How to Limit a Google Search to a Specific Domain

Type 'site:' before a URL to search within that one website only

What to Know

  • For a single domain, type site: and website URL (no spaces), add a space after URL, type in search term.
  • For multiple sites, type site: and website URL (no spaces) for each website, then add OR between each entry.

This article explains how to use Google to search individual website domains for your desired topics. For example, searching .edu sites or some other top-level domain (TLD) for info about the Jurassic period.

How to Search a Single Domain

Here's how to limit your searches to one website or TLD:

Filtering Google search results by URL isn't the same as filtering URLs by certain words. The former is what we talk about here on this page, but if you want to do the latter and find URLs that match your searches, use the inurl command instead (there's an example in step 2 below).

  1. Type site: in the search field, without adding a space after it.

  2. Type the TLD or website URL that you want to confine the results to, add a space, and then enter a regular search term.

    Google site search results for AI articles on Lifewire

    Here are some examples:

    • site:edu school
    • site:gov "George Washington"
    • site:lifewire.com OLED
    • site:ai email tool
    • site:co.uk tech
    • site:amazon.com "prime day"
    • site:nasa.gov filetype:pdf mars
    • site:media.defense.gov inurl:2017 report
  3. Press Enter to begin the search.

How to Search Multiple Websites at the Same Time

Similar to searching through a single website, Google lets you duplicate the command to search through multiple domains at once. Essentially, it's as if you're running a typical search across the entire web, but instead of sifting through the plethora of websites out there, you're limiting the results to the few that you really want to pay attention to.

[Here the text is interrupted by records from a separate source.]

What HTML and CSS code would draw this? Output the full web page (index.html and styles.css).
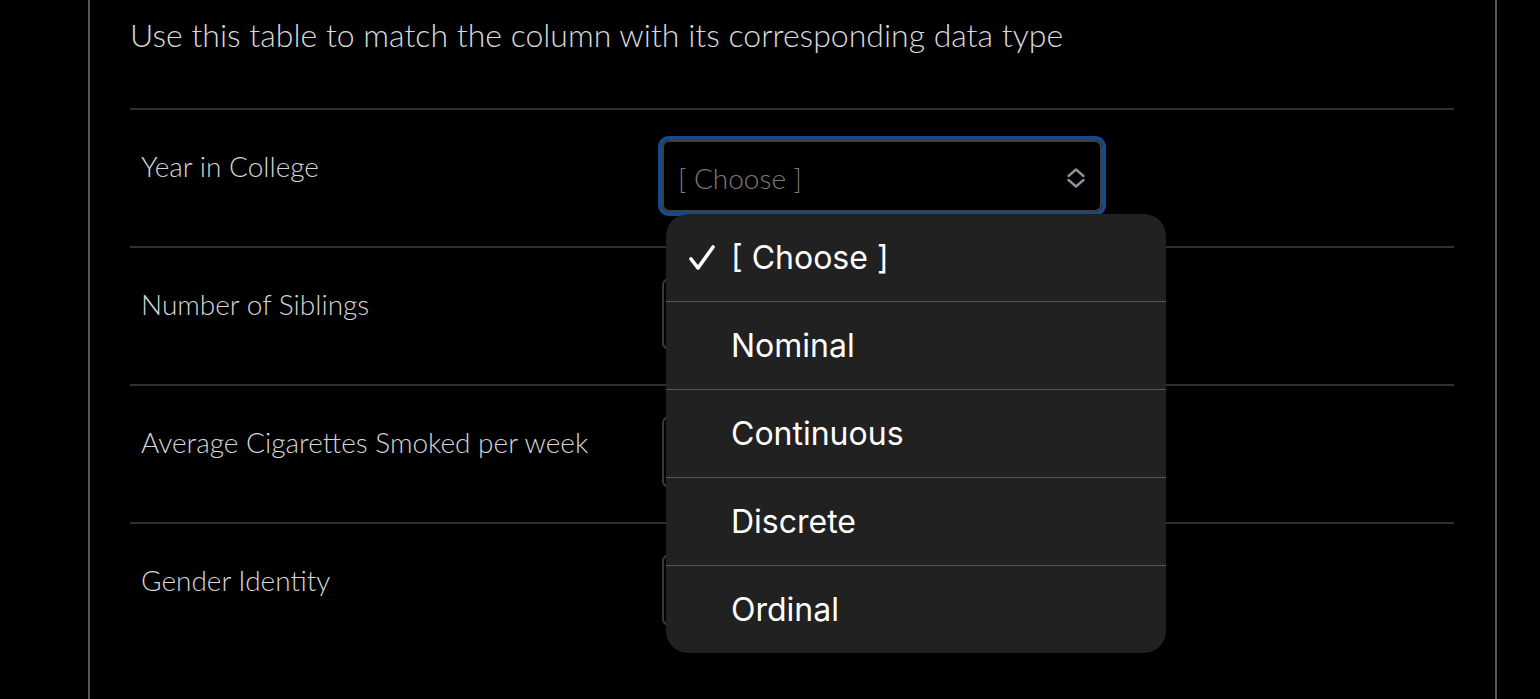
FILE: index.html
```html
<!DOCTYPE html>
<html lang="en">
<head>
<meta charset="utf-8">
<title>Match columns</title>
<link rel="stylesheet" href="styles.css">
</head>
<body>
<div class="panel">
  <p class="intro">Use this table to match the column with its corresponding data type</p>
  <div class="table">
    <div class="row">
      <div class="label">Year in College</div>
      <div class="select-wrap">
        <div class="select focused">
          <span class="placeholder">[ Choose ]</span>
          <svg class="chev" width="20" height="22" viewBox="0 0 20 22"><path d="M2.5 9 L10 2.5 L17.5 9 M2.5 13 L10 19.5 L17.5 13" fill="none" stroke="#8b9397" stroke-width="2.4" stroke-linecap="round" stroke-linejoin="round"/></svg>
        </div>
        <ul class="menu">
          <li class="item selected"><svg class="check" width="28" height="28" viewBox="0 0 28 28"><path d="M3 15 L10 24 L25 3" fill="none" stroke="#fff" stroke-width="3.6" stroke-linecap="round" stroke-linejoin="round"/></svg><span>[ Choose ]</span></li>
          <li class="item"><span>Nominal</span></li>
          <li class="item"><span>Continuous</span></li>
          <li class="item"><span>Discrete</span></li>
          <li class="item"><span>Ordinal</span></li>
        </ul>
      </div>
    </div>
    <div class="row">
      <div class="label">Number of Siblings</div>
      <div class="select-wrap"><div class="select"></div></div>
    </div>
    <div class="row">
      <div class="label">Average Cigarettes Smoked per week</div>
      <div class="select-wrap"><div class="select"></div></div>
    </div>
    <div class="row">
      <div class="label">Gender Identity</div>
      <div class="select-wrap"><div class="select"></div></div>
    </div>
  </div>
</div>
</body>
</html>
```
FILE: styles.css
```css
html, body {
  margin: 0;
  padding: 0;
  background: #000;
  height: 699px;
  overflow: hidden;
}
.panel {
  box-sizing: border-box;
  margin-left: 88px;
  width: 1409px;
  height: 699px;
  border-left: 2px solid #565656;
  border-right: 2px solid #565656;
  padding: 16px 41px 0 40px;
  font-family: Lato, "Open Sans", sans-serif;
  font-weight: 300;
}
.intro {
  margin: 0 0 54px;
  font-size: 32px;
  line-height: 38px;
  color: #d8dadc;
  white-space: nowrap;
}
.row {
  box-sizing: border-box;
  height: 138px;
  border-top: 2px solid #2f2f2f;
  display: flex;
}
.label {
  width: 521px;
  padding: 39px 0 0 11px;
  font-size: 28px;
  line-height: 34px;
  color: #d4d6d8;
}
.select-wrap {
  position: relative;
  margin-top: 30px;
}
.select {
  box-sizing: border-box;
  width: 440px;
  height: 72px;
  border: 2px solid #3a3a3a;
  border-radius: 7px;
  display: flex;
  align-items: center;
  justify-content: space-between;
  padding: 0 14px 0 14px;
}
.select.focused {
  border-color: #3f3f3f;
  box-shadow: 0 0 0 4px #174a88;
}
.placeholder {
  font-size: 28px;
  color: #7a7a7a;
  line-height: 32px;
  margin-top: 4px;
}
.chev {
  display: block;
  margin-top: 3px;
}
.menu {
  position: absolute;
  left: 4px;
  top: 74px;
  width: 500px;
  margin: 0;
  padding: 0;
  list-style: none;
  background: #212121;
  border-radius: 22px;
  overflow: hidden;
  font-family: Inter, "Noto Sans", sans-serif;
  font-weight: 400;
  z-index: 2;
}
.item {
  height: 87px;
  display: flex;
  align-items: center;
  padding-left: 65px;
  position: relative;
  font-size: 32px;
  color: #fff;
  border-top: 1px solid #555;
}
.item:first-child {
  border-top: none;
}
.check {
  position: absolute;
  left: 22px;
  top: 30px;
}
```
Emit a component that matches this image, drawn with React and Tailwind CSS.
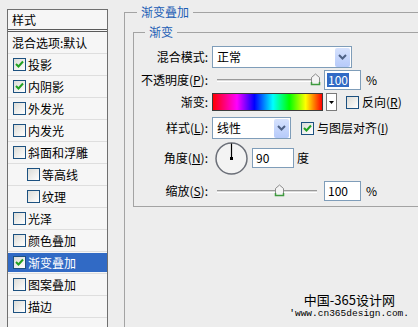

For example, here's a search you could perform to find everything that Lifewire and NASA has on electric vehicles:

site:lifewire.com OR site:nasa.gov "electric vehicles"

The trick to get this to work is to employ OR. This gives Google permission to list either source. If you don't add this to the search, you'll get zero results.

Just like we did above with the single site search, you can tack on several other search parameters. Here's a longer example that further constricts the results to show only PDF files with the word cryptography in the title, and they need to exist on two specific .GOV websites:

site:defense.gov OR site:nasa.gov intitle:cryptography filetype:pdf

When to Use a Site Search

A Google site search is most useful when there are simply too many irrelevant results. If you know that the content you're looking for can be found on a specific website or TLD, adding site: to the search will immediately cut back the results you have to look through.

Although rare, some websites don't include their own search tool. Using Google to search just that one website essentially provides the same search function that's missing from that site.

More Google Search Tips

Using the site: command is one way to narrow down results and help you find what you're looking for, but there are plenty of other search commands, too.

For example, filetype is used to search Google for files that have a specific file extension (like with the PDF example above), inurl shows only results with that term in the URL, and quotes used around phrases group terms together.

You can also trigger a negative query search, such as -site:com, to remove all .COM websites from the results. It's easier to do this than to line up all the other TLDs but then exclude .COM.

As you can see in some of those examples above, you can combine other search commands with site: for even more relevant results. However, as you stack more and more restrictive commands, the amount of results you're given gets increasingly smaller, so it's recommended to ease into it as necessary.